Ologies and ersatz ologies.

Getting real

Ology comes from the Greek word meaning to study. We have a wide variety of ologies: things we can measure.  All matter can, of course, be measured because of a simple fact—matter has measurable properties. Thus science properly concerns itself with such areas of study as biology, meteorology, physiology, geology, cosmology, etc., all of that, and more are accepted as legitimate science, and anything objective is continuously changing. 


Some times these changes are subtle (as in the case of quantum changes), and other times they are sudden and undeniable (as in the case of a hurricane). But whether we can detect and measure such changes does not alter the fact: matter changes. Little disagreement arises over that issue unless a person stays locked into egotistically vested interests or remains in a state of denial and refuses to accept clear scientific givens. 


There are, and have been times, when politics, vested interests, and other biases have dominated scientific evidence.  Such was the case before Galileo, while humans insisted that the earth was the center of the universe and believed it was flat. It applies now when people (for vested political reasons) refuse to acknowledge that we affect environmental conditions, or more immediately when we refuse to accept the evidence that we can throw caution to the wind, not wear proper protection and avoid becoming infected by a virus we can’t see.


The question is, can something imperceptible, immeasurable and unchanging properly be an ology? If I were to write the sentence, “I see myself,” according to grammatical construction, “I” would be the subject, “see” the verb and “myself,” the object I see. But if we should flip that sentence around so that it reads, “Myself sees I,” we would agree over the absurdity of the statement and properly ask how can an object (the measurable me) possess consciousness? It is assumed that while a subject (the immeasurable me) is conscious, my skin and bones are not, without the union of subject and object.


This same analogy applies to our supreme creator, the apparent object of study in theology: the study of God. The necessary presumption in this study is that God can be transformed into an objective entity, convenient for exploration. Does that presumption stand the proof of an ology? Any intelligent and unbiased person will quickly answer that theology can’t be anything other than an ersatz science. Even among religious radicals, there is the agreement that God can’t be contained, limited, or measured. So who is fooling whom? Nevertheless, theology continues as it has for centuries based on the assumption that we can know God as a biologist knows about matter.

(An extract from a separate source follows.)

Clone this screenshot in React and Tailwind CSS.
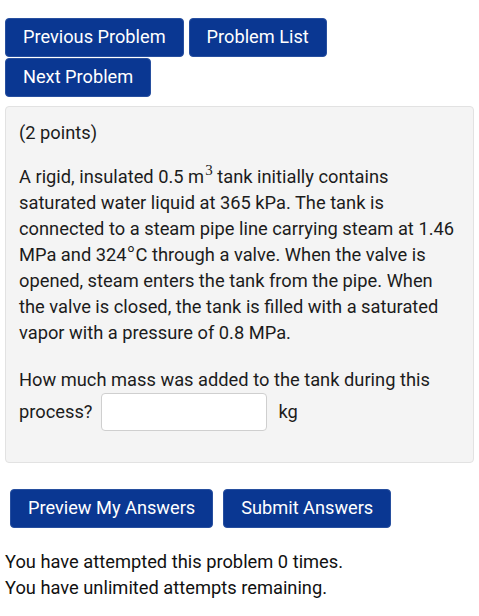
function NavButton({ children }) {
  return (
    <button className="h-[39px] px-[17px] rounded-[4px] bg-[#0a3792] border border-[#274f9f] text-white text-[18.2px] leading-none">
      {children}
    </button>
  );
}

const serif = { fontFamily: '"Liberation Serif", serif' };

export default function App() {
  return (
    <div className="min-h-screen bg-white text-[#1c1c1c] pl-[5px] pt-[18px]" style={{ fontFamily: 'Roboto, "Liberation Sans", sans-serif' }}>
      {/* navegación de problemas */}
      <div className="flex flex-wrap gap-x-[5px] gap-y-[1px] w-[330px]">
        <NavButton>Previous Problem</NavButton>
        <NavButton>Problem List</NavButton>
        <NavButton>Next Problem</NavButton>
      </div>

      <div className="mt-[9px] w-[469px] bg-[#f4f4f4] border border-[#e2e2e2] rounded-[4px] pl-[13px] pr-[14px] pt-[13px] pb-[31px] text-[18.3px] leading-[26px]">
        <p>(2 points)</p>

        <p className="mt-[18px]">
          A rigid, insulated 0.5&nbsp;m
          <sup className="text-[15px] -top-[0.55em] ml-[1px]" style={serif}>3</sup>
          {' '}tank initially contains saturated water liquid at 365 kPa. The tank is connected to a steam pipe line carrying steam at 1.46 MPa and 324
          <sup className="text-[19px] -top-[0.3em] -ml-[2px] -mr-[1px]" style={serif}>∘</sup>
          C through a valve. When the valve is opened, steam enters the tank from the pipe. When the valve is closed, the tank is filled with a saturated vapor with a pressure of 0.8 MPa.
        </p>

        <div className="mt-[21px]">
          <p>How much mass was added to the tank during this</p>
          <div className="flex items-center h-[38px]">
            <span>process?</span>
            <input type="text" className="ml-[9px] w-[166px] h-[38px] bg-white border border-[#cfcfcf] rounded-[4px]" />
            <span className="ml-[11px]">kg</span>
          </div>
        </div>
      </div>

      <div className="flex gap-[10px] mt-[26px] ml-[5px]">
        <NavButton>Preview My Answers</NavButton>
        <NavButton>Submit Answers</NavButton>
      </div>

      <div className="mt-[21px] text-[18.3px] leading-[26px] text-[#111]">
        <p>You have attempted this problem 0 times.</p>
        <p>You have unlimited attempts remaining.</p>
      </div>
    </div>
  );
}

Without question, the presence of God can be experienced but that can never be a matter of proof. All agree on that score, so just perhaps it is time to face the truth and change theology to thepístis (pístis being the Greek word for faith): thus faith in God. So long as we continue to label this area of interest an ology we engage in pretense and continue to fuel the fires of radicals who claim things that can only be a matter of speculation.